Following the episode, CBC channel suspended the show for violating ‘editorial policy’. El Bernameg returned in February 2014 on MBC Masr. However, in April 2014, the show was suspended again, “so as not to influence voters during the presidential elections [in May 2014],” MBC stated.
In June 2014, Youssef announced El Bernameg would go off the air permanently, saying, “the present climate in Egypt is not suitable for a political satire programme.” He now lives in self-imposed exile in the US.
In January 2016, another satirical TV show was imported from the US to air in Arabic: Saturday Night Live. Cast member Khalid Mansour told CNN that they were trying to follow in Youssef’s footsteps. “El Bernameg set the tone for this kind of comedy,” he said. “We are trying to live off that legacy.”
However, unlike El Bernameg, Saturday Night Live shies away from sensitive political issues. Lead writer George Sami explained to AP the challenges that come with satire in Egypt. “Everyone is antagonized… You cannot make a decent joke without offending someone.” Co-producer Tarek El Ganainy added that politics “is no longer funny. We are living in a transitional period, so no one can stand joking about it.”

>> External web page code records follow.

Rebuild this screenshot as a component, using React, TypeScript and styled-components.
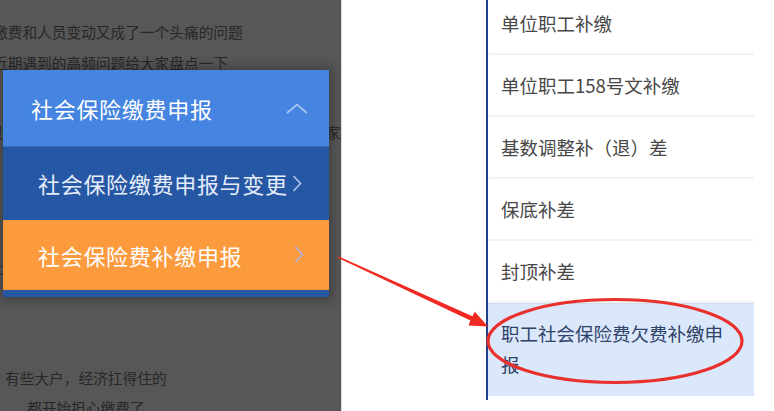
import React from "react";
import styled, { createGlobalStyle } from "styled-components";

const GlobalStyle = createGlobalStyle`
  html, body {
    margin: 0;
    padding: 0;
    width: 774px;
    height: 411px;
    overflow: hidden;
    background: #fff;
  }
  body {
    font-family: "Noto Sans CJK SC", "Noto Sans", sans-serif;
  }
`;

type Variant = "blue" | "orange";

const articleLines = [
  { text: "缴费和人员变动又成了一个头痛的问题", top: 22, indent: -7 },
  { text: "近期遇到的高频问题给大家盘点一下", top: 11, indent: -7 },
  { text: "很多单位在办理社保业务时都有疑问，下面就告诉大家", top: 49, indent: -12 },
  { text: "社保费的缴纳关系到每一位职工的切身利益", top: 116, indent: -12 },
  { text: "有些大户，经济扛得住的", top: 90, indent: 5 },
  { text: "都开始担心缴费了", top: 10, indent: 27 },
];

const subItems: { label: string; variant: Variant }[] = [
  { label: "社会保险缴费申报与变更", variant: "blue" },
  { label: "社会保险费补缴申报", variant: "orange" },
];

const listItems = [
  "单位职工补缴",
  "单位职工158号文补缴",
  "基数调整补（退）差",
  "保底补差",
  "封顶补差",
];

const ChevronUp = () => (
  <svg width="22" height="11" viewBox="0 0 22 11">
    <polyline
      points="1,10 11,1.5 21,10"
      fill="none"
      stroke="#a9c6f1"
      strokeWidth="1.7"
    />
  </svg>
);

const ChevronRight = ({ color }: { color: string }) => (
  <svg width="10" height="17" viewBox="0 0 10 17">
    <polyline
      points="1.5,1 8.5,8.5 1.5,16"
      fill="none"
      stroke={color}
      strokeWidth="1.7"
    />
  </svg>
);

export default function App() {
  return (
    <>
      <GlobalStyle />
      <Page>
        <LeftPane>
          {articleLines.map((line) => (
            <ArticleLine key={line.text} $top={line.top} $indent={line.indent}>
              {line.text}
            </ArticleLine>
          ))}

          <Popup>
            <PopupHeader>
              <span>社会保险缴费申报</span>
              <ChevronUp />
            </PopupHeader>
            {subItems.map((item) => (
              <SubItem key={item.label} $variant={item.variant}>
                <span>{item.label}</span>
                <ChevronRight
                  color={item.variant === "blue" ? "#aac3ec" : "#b3b0dc"}
                />
              </SubItem>
            ))}
            <PopupFooter />
          </Popup>
        </LeftPane>

        <RightPane>
          <MenuBox>
            {listItems.map((label) => (
              <MenuRow key={label}>{label}</MenuRow>
            ))}
            <ActiveRow>职工社会保险费欠费补缴申报</ActiveRow>
          </MenuBox>
        </RightPane>

        <Annotation viewBox="0 0 774 411">
          <polygon
            points="338.3,256.3 337.7,257.7 470.4,320.5 468.5,325.5 488,326.5 474.8,311.8 472.4,316.3"
            fill="#f02a22"
          />
          <ellipse
            cx="615"
            cy="341"
            rx="127"
            ry="41.5"
            fill="none"
            stroke="#e8302c"
            strokeWidth="3.2"
          />
        </Annotation>
      </Page>
    </>
  );
}

const Page = styled.div`
  position: relative;
  display: flex;
  width: 774px;
  height: 411px;
  overflow: hidden;
`;

const LeftPane = styled.div`
  position: relative;
  flex: none;
  width: 341px;
  height: 100%;
  background: #575757;
  border-right: 1px solid #d9d9d9;
  overflow: hidden;
`;

const ArticleLine = styled.p<{ $top: number; $indent: number }>`
  margin: ${(p) => p.$top}px 0 0 ${(p) => p.$indent}px;
  font-size: 14.7px;
  line-height: 20px;
  color: #272727;
  white-space: nowrap;
`;

const Popup = styled.div`
  position: absolute;
  left: 3px;
  top: 70px;
  width: 326px;
  display: flex;
  flex-direction: column;
  box-shadow: 0 0 10px 3px rgba(0, 0, 0, 0.28);
`;

const PopupHeader = styled.div`
  height: 76px;
  display: flex;
  align-items: center;
  justify-content: space-between;
  padding: 0 21px 0 28px;
  background: #4584e1;
  color: #fff;
  font-size: 22px;
  letter-spacing: 0.7px;
  border-bottom: 1px solid #3a6cbf;
`;

const SubItem = styled.div<{ $variant: Variant }>`
  height: ${(p) => (p.$variant === "blue" ? 72 : 69)}px;
  display: flex;
  align-items: center;
  justify-content: space-between;
  padding: 0 ${(p) => (p.$variant === "blue" ? 27 : 25)}px 0 35px;
  background: ${(p) => (p.$variant === "blue" ? "#2557a5" : "#fc9a3e")};
  color: ${(p) => (p.$variant === "blue" ? "#e6edf8" : "#fff")};
  font-size: 22px;
  letter-spacing: 0.7px;
  border-bottom: 1px solid
    ${(p) => (p.$variant === "blue" ? "#2a5aa4" : "#f0903a")};
`;

const PopupFooter = styled.div`
  height: 7px;
  background: #2557a5;
`;

const RightPane = styled.div`
  flex: 1;
  height: 100%;
  background: #fff;
  padding-left: 144px;
`;

const MenuBox = styled.div`
  width: 266px;
  margin-top: -7px;
  padding-bottom: 4px;
  border-left: 2px solid #1f3f8b;
`;

const MenuRow = styled.div`
  height: 60px;
  margin-left: 1px;
  display: flex;
  align-items: center;
  padding: 0 14px 0 12px;
  border-bottom: 2px solid #f2f2f2;
  font-size: 18.5px;
  color: #474747;

  &:last-of-type {
    height: 59px;
  }
`;

const ActiveRow = styled.div`
  padding: 14px 14px 16px 13px;
  border-top: 1px dotted #c6d2e2;
  background: #dbe8fc;
  font-size: 18.5px;
  line-height: 31px;
  color: #2f4268;
`;

const Annotation = styled.svg`
  position: absolute;
  inset: 0;
  width: 774px;
  height: 411px;
  pointer-events: none;
`;
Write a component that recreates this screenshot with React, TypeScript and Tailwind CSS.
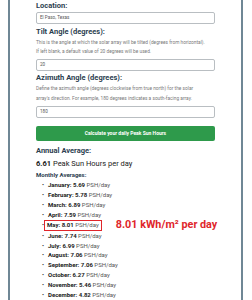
const months = [
  { name: "January", value: "5.69" },
  { name: "February", value: "5.78" },
  { name: "March", value: "6.89" },
  { name: "April", value: "7.59" },
  { name: "May", value: "8.01" },
  { name: "June", value: "7.74" },
  { name: "July", value: "6.99" },
  { name: "August", value: "7.06" },
  { name: "September", value: "7.06" },
  { name: "October", value: "6.27" },
  { name: "November", value: "5.46" },
  { name: "December", value: "4.82" },
];

const Label = ({ children }: { children: React.ReactNode }) => (
  <div className="text-[7.5px] leading-[12px] font-bold text-[#2c3e50]">{children}</div>
);

const Help = ({ children }: { children: React.ReactNode }) => (
  <p className="text-[4.8px] text-[#7a7a7a]">{children}</p>
);

const Input = ({ value, className }: { value: string; className: string }) => (
  <div
    className={`h-[12px] flex items-center rounded-[2px] border border-[#b9bec2] px-[3px] text-[4.6px] text-[#555] ${className}`}
  >
    {value}
  </div>
);

export default function App() {
  return (
    <div className="w-[252px] h-[300px] overflow-hidden bg-white font-['Roboto',sans-serif]">
      <div className="ml-[8px] w-[235px] h-[300px] border-x-2 border-[#6f8795] pl-[26px] pr-[26px]">
        <div className="text-[7.5px] leading-[11px] font-bold text-[#2c3e50]">Location:</div>
        <Input value="El Paso, Texas" className="mt-[1px]" />

        <div className="mt-[2px]">
          <Label>Tilt Angle (degrees):</Label>
        </div>
        <div className="leading-[9px]">
          <Help>This is the angle at which the solar array will be tilted (degrees from horizontal).</Help>
          <Help>If left blank, a default value of 20 degrees will be used.</Help>
        </div>
        <Input value="20" className="mt-[3px]" />

        <div className="mt-[1px]">
          <Label>Azimuth Angle (degrees):</Label>
        </div>
        <div className="leading-[10px]">
          <Help>Define the azimuth angle (degrees clockwise from true north) for the solar</Help>
          <Help>array's direction. For example, 180 degrees indicates a south-facing array.</Help>
        </div>
        <Input value="180" className="mt-[2px]" />

        <button className="mt-[6px] w-full h-[15px] rounded-[2px] bg-[#2e9a4b] text-white text-[5px] font-bold">
          Calculate your daily Peak Sun Hours
        </button>

        <div className="mt-[3px]">
          <Label>Annual Average:</Label>
        </div>
        <div className="mt-[1px] text-[7.5px] leading-[12px] text-[#222]">
          <span className="font-bold">6.61</span> Peak Sun Hours per day
        </div>
        <div className="text-[6px] leading-[10px] font-bold text-[#2c3e50]">Monthly Averages:</div>

        <ul className="text-[6px] leading-[9.9px] text-[#222]">
          {months.map((m) =>
            m.name === "May" ? (
              <li key={m.name} className="flex items-center h-[11px] pl-[6px] whitespace-nowrap">
                <span className="w-[4px] shrink-0">•</span>
                <span className="shrink-0 flex items-center h-[11px] px-[2px] -ml-[2px] border border-solid border-[#e0262b]">
                  <span className="font-bold">May: {m.value}</span>&nbsp;
                  <span className="text-[#555]">PSH/day</span>
                </span>
                <span className="shrink-0 ml-[14px] text-[10.8px] font-bold text-[#e0262b]">
                  8.01 kWh/m² per day
                </span>
              </li>
            ) : (
              <li key={m.name} className="flex pl-[6px]">
                <span className="w-[6px]">•</span>
                <span className="font-bold">
                  {m.name}: {m.value}
                </span>
                &nbsp;<span className="text-[#555]">PSH/day</span>
              </li>
            )
          )}
        </ul>
      </div>
    </div>
  );
}
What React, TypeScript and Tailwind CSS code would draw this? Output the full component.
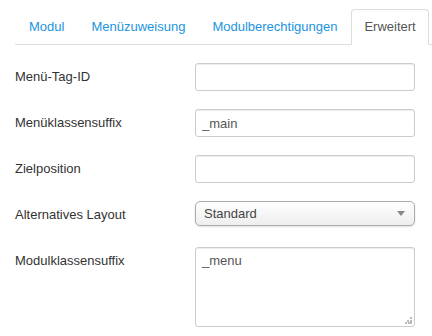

This is making living up to Youssef’s legacy a difficult, if not impossible, task. Amid the ongoing crackdown on any voices of dissent, political satire is seen as a threat to the authority and legitimacy of the regime, which continues to maintain that it is in a transitional phase towards democracy.
As the country’s economic woes cause financial strain and possibly new social unrest, the regime wants to keep a firm grip on public opinion and the flow of information. There is no space for a two-minute Facebook video pranking the police, let alone a satirical TV show.
In October 2015, army conscript Amr Nohan was sentenced to three years in jail on charges of attempting to overthrow the regime, for posting a photo on Facebook showing al-Sisi with Photoshopped Mickey Mouse ears.
In May 2016, five members of the satirical group Street Children were arrested on charges of inciting protests and insulting state institutions after posting a video mocking al-Sisi and his supporters. They were released in September 2016, after a court accepted their appeal.
Nevertheless, satirical jokes continue to find their way onto social media, especially after public speeches by the president. Whether he is asking Egyptians to donate their small change to the state or saying he “would sell himself” for Egypt, he is made fun of.
For now, this is all that is left of Youssef’s legacy of political satire in Egypt.